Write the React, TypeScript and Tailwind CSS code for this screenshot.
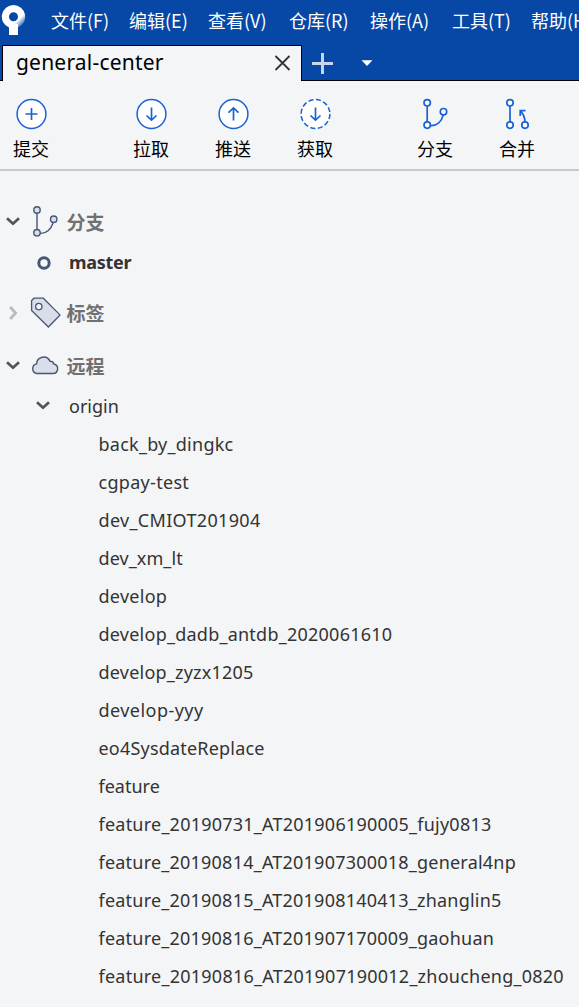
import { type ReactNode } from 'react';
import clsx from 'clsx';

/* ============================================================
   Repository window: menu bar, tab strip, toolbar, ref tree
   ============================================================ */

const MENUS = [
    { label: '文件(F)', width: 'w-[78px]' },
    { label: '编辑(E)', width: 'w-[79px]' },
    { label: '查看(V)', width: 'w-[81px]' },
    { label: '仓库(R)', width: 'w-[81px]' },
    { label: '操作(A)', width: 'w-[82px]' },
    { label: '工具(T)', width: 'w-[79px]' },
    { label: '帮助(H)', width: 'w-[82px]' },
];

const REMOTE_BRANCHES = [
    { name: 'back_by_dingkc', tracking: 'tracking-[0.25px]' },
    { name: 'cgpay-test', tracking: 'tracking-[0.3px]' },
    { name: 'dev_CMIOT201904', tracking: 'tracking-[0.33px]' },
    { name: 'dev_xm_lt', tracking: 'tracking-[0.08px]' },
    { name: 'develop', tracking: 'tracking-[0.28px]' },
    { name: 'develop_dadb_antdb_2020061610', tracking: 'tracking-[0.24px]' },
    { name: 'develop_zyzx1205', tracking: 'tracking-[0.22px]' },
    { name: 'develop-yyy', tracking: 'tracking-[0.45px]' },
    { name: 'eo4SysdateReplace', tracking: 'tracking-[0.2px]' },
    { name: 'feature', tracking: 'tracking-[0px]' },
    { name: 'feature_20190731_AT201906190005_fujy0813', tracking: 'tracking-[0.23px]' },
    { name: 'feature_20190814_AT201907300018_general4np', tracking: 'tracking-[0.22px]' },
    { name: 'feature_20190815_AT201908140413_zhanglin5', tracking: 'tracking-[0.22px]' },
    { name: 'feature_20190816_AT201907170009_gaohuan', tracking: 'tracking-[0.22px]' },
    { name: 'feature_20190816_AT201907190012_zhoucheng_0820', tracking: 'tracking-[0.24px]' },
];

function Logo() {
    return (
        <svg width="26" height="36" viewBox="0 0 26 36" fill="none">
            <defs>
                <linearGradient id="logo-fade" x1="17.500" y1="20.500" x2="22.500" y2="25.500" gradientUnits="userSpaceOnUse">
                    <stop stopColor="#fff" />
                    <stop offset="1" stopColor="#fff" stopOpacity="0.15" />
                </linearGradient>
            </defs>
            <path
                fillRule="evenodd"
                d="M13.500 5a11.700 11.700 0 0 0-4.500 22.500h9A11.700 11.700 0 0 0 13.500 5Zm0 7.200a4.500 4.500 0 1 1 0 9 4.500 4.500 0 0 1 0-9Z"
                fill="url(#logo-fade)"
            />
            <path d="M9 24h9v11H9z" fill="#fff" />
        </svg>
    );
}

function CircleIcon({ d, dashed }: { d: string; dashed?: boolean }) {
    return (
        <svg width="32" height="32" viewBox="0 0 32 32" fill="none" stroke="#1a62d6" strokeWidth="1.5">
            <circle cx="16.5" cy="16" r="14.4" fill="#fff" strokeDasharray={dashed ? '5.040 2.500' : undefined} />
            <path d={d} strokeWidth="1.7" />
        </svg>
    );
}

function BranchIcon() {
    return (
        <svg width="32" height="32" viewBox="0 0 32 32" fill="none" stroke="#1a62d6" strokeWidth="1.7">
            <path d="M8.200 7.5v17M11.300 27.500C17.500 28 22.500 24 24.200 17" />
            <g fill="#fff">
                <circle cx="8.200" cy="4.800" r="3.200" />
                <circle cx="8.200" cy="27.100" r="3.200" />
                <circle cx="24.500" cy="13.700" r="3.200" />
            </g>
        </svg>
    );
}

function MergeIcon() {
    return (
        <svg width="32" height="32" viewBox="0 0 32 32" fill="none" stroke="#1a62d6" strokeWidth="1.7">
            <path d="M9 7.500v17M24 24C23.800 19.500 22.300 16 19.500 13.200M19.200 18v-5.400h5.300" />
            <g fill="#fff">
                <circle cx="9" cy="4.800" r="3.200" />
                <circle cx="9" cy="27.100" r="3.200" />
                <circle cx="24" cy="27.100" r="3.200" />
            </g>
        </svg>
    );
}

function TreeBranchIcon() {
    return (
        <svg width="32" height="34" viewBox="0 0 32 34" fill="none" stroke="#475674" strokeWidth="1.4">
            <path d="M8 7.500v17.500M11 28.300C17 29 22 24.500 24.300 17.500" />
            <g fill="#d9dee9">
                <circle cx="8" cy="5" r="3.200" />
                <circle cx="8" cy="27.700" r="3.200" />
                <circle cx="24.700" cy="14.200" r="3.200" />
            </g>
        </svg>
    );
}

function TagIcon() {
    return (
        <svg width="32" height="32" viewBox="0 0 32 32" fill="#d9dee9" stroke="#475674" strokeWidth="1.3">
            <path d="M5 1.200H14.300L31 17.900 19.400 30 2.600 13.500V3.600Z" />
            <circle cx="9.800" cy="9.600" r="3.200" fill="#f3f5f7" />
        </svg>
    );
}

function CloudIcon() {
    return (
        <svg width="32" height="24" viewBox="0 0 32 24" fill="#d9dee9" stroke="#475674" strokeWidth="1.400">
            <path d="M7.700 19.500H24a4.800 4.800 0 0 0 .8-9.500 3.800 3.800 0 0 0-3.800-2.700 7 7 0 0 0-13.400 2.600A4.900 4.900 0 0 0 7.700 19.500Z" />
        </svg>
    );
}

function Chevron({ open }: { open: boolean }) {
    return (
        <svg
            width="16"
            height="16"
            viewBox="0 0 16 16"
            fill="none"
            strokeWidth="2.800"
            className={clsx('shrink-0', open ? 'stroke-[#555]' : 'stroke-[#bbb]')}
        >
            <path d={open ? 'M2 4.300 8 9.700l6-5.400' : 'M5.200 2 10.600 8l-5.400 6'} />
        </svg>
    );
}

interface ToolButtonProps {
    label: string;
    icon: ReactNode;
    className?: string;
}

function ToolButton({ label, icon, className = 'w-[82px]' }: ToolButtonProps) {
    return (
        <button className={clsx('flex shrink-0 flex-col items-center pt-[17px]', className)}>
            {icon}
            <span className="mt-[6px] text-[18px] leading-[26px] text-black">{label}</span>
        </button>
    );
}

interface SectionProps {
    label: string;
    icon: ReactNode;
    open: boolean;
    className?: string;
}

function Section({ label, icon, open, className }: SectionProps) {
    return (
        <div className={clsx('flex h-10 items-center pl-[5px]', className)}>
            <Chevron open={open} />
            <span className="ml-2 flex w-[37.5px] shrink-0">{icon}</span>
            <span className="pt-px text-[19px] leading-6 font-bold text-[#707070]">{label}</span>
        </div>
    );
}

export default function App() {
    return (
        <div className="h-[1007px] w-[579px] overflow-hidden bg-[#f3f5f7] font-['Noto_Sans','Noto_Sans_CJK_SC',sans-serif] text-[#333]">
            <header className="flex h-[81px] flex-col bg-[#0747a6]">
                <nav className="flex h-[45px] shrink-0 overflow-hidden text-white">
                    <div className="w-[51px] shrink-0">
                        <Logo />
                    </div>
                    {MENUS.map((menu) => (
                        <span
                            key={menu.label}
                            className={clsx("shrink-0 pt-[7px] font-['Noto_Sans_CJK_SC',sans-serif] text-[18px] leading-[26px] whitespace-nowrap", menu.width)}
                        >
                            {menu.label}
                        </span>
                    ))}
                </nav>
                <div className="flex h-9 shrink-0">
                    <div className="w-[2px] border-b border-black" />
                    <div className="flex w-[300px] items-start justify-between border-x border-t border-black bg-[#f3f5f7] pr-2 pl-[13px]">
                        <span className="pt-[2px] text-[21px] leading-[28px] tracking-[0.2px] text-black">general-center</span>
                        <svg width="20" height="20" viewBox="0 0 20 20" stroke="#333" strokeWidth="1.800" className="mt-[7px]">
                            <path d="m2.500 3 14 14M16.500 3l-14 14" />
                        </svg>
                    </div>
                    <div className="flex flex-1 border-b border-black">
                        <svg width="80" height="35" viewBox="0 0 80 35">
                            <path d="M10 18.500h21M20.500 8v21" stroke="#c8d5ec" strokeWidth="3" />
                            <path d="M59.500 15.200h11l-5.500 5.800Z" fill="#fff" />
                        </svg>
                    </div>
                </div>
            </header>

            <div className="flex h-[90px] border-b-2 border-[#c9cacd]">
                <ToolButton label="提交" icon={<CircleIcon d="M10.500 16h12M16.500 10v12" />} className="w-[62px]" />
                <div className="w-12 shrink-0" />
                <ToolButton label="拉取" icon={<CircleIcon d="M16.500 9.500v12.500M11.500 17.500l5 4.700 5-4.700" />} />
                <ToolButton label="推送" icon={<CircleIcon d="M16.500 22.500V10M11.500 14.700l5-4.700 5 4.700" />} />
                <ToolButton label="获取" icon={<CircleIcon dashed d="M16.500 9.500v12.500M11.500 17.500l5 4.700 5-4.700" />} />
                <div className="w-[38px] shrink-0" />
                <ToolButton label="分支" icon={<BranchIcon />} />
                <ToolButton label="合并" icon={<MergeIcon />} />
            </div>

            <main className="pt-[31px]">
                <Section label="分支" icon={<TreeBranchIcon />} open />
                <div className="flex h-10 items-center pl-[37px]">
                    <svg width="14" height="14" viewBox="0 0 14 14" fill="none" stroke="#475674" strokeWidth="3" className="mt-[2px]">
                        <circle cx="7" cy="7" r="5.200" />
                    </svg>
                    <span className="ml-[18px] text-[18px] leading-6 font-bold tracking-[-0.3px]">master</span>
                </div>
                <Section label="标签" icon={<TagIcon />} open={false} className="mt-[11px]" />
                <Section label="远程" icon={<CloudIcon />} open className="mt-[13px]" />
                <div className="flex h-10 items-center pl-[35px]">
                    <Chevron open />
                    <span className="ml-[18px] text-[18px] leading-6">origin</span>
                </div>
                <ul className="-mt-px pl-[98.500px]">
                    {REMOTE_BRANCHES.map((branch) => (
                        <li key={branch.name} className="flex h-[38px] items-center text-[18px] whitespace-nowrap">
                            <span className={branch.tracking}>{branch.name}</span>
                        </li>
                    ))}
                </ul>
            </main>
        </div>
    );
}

### PROMPT
Leave out any pictures and return exactly the lines from the beginning of the data through the line with "import clsx from 'clsx';", inclusive.

### EXERCISE SOLUTION
Write the React, TypeScript and Tailwind CSS code for this screenshot.
import { type ReactNode } from 'react';
import clsx from 'clsx';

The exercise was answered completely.